Death of WCW cover and Amazon link
As of late I’ve become a bit of a mark for pro wrestling. It’s more of a performance sport than anything else (albeit without a formal judging system), and I enjoy the theatrics and the over the top clash of larger than life personalities. WWE’s Wrestlemania XXVII is this Sunday, so it’s as good a time as any to do something wrasslin’ related on the site.

I actually bought this book a while ago and devoured it quickly; I remember the heyday of the Monday Night Wars between then-WWF’s Raw and WCW’s Nitro. Like a lot of people I watched both, but drifted away, and was surprised to hear that the whole business ended in 2001 when World Championship Wrestling was bought by the WWF and effectively dissolved. From the minds behind Figure Four Weekly and Wrestlecrap.com, The Death of WCW details precisely how the Ted Turner-owned promotion, which for a time outdrew the WWF by a wide margin, not only fell behind but slowly and surely ran itself into the ground. It’s a fascinating look at the inner workings of a business that often isn’t taken very seriously, but which can have as much at stake as a movie studio.

The book runs in chronological order and effectively covers the company’s entire lifespan, starting from its beginnings in the late Eighties. As Vince McMahon’s New York-based WWF went national with Hulk Hogan at the forefront, Ted Turner bought the ailing Jim Crockett Promotions, part of the prestigious-by-wrestling-standards National Wrestling Alliance, and turned into a nationwide competitor. WCW struggled to find its feet for many years, but used Turner’s millions to nab Hogan and debut TNT Monday Nitro against Raw. Aggressive booking and poaching of WWF stars Scott Hall and Kevin Nash, combined with an angle that saw the two waging a proxy war on the WCW, helped propel the promotion into the lead, with a key moment being Hogan’s turn to the dark side at a summer pay-per-view, joining with Hall and Nash to create the New World Order.

So what went wrong? Well, according to the book, a number of things. Manager Eric Bischoff had created a plotline and an approach to wrestling on TV that worked, and so saw no need to change things for years. The New World Order continued to dominate the WCW without the good guys scoring substantial victories (a crucial match between Hogan and perennial babyface Sting at the Starrcade 1997 PPV ended in a messy, unsatisfying finish), and new talent was consistently kept low on the card while the focus remained on familiar and aging stars like Hogan, Ric Flair, and Randy Savage. In the meantime, the WWF rallied, with the rise of the raunchy and very 90s “Attitude” era and the ascent of new stars like Stone Cold Steve Austin (ironically a WCW castoff) and the Rock. When Raw started beating Nitro in the ratings again, Bischoff panicked, and WCW’s programming became increasingly erratic in an effort to be unpredictable. Increasingly confusing booking continued with other managers and with the teamup of Bischoff and former WWF writer Vince Russo, and business went into an outright freefall.
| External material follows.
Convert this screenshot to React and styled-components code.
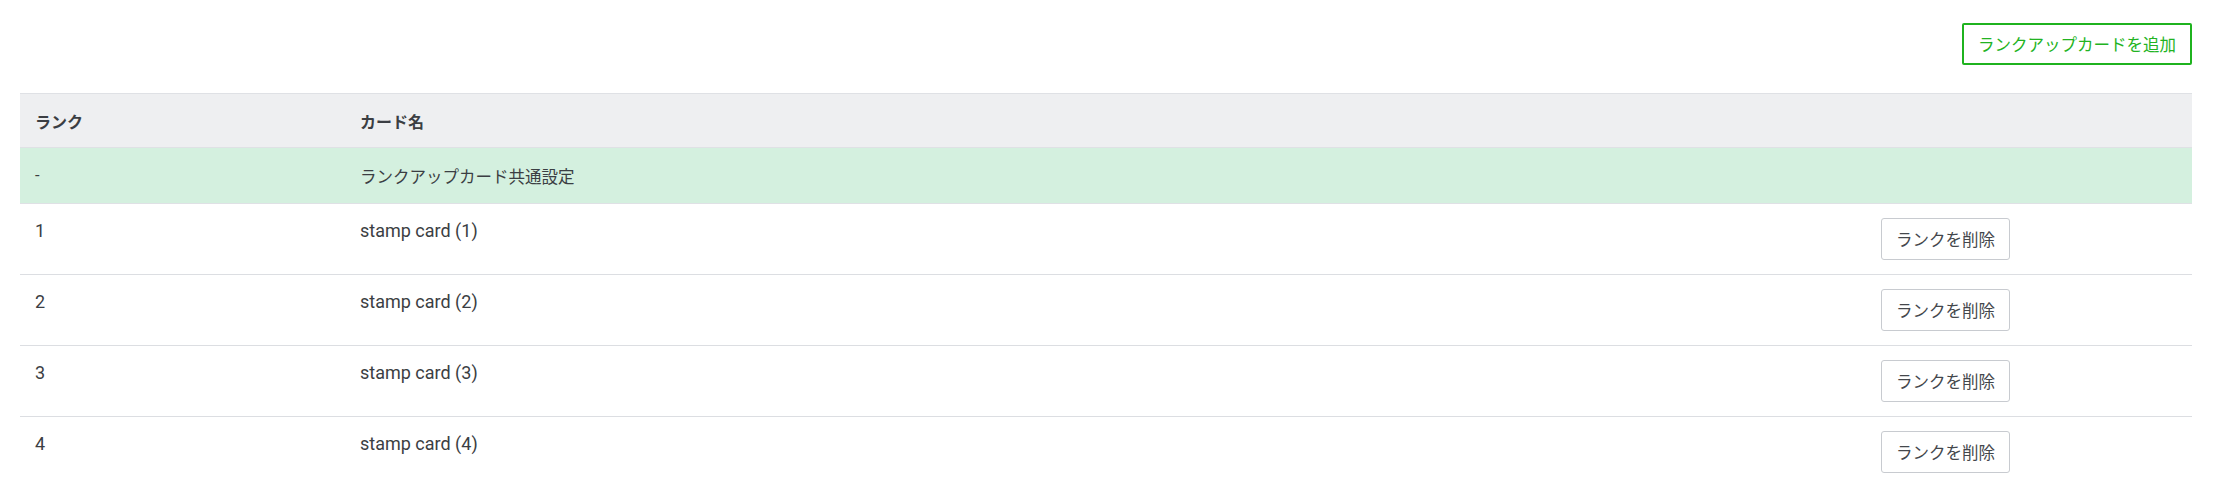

The book takes a very methodical approach to unravelling the WCW collapse, going through individual shows and pay-per-views with ratings, gate revenues, and buyrates for each. There’s a real sense of the momentum of storylines as they unfold (the book can’t cover every plot that was going, but the crucial “main event” angles are followed closely), and there’s a sense of genuine excitement as the Hall/Nash “Outsiders” plot becomes the nWo. The book also gets across the sense in later years of that very storyline starting to stall out, extended well beyond its time. Even as the mammoth Bill Goldberg begins his ascent to company icon status, Reynolds and Alvarez point out a few missteps made in his push (including piping in “Goldberg” chants when the cameras showed audiences with their mouths closed, and having his victory over Hulk Hogan appear on free TV instead of pay-per-view in order to boost Nitro’s ratings). It can be hard to keep track of all this, as individual wrestlers and staff come and go, but the writers have a strong sense of the company’s momentum.
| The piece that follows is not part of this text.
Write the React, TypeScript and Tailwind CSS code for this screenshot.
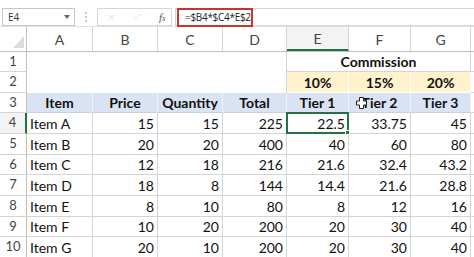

As well-written as the book is, it does suffer from an apparent lack of editing. At times the writing lapses into a crude, unprofessional voice, as with the observation that during an on-air tribute of sorts to the newly villainous Hogan by the nWo, “[i]t looked for al the world like he [Bischoff] was either going to propose to the Hulkster or blow him mid-ring. Maybe both.” Though, to be fair, this informal style does produce some funny observations now and again, including the assertion that regularly throwing wrestlers into swimming pools could have saved the company. And at times the writers do attribute motives and reasoning to some people’s actions without any actual way of knowing what was going through their heads (though this is not unheard of in nonfiction writing.) The book assumes some familiarity with pro wrestling terms and concepts, not really explaining things like matches being in “negative star range” or what a buyrate is; most of this you can pick up from context or the internet, but it could have been more accessible.

Despite this the book is endlessly rereadable; it’s a thrilling and extremely informative account of a time when wrestling was at its hottest, and there’s both the amusement factor of watching a company do everything wrong, and sadness at what ended up being lost. I genuinely enjoy WWE’s current product more often than not, for all its faults, but it’s clear that losing its closest competitor was the worst thing that could happen to it. The pro wrestling business has stagnated since, and while nobody’s nostalgic for the days of the KISS Demon and World Heavyweight Champion David Arquette, it still feels like the business is missing something. If you’re at all interested in pro wrestling and how it really works, this is a must-read.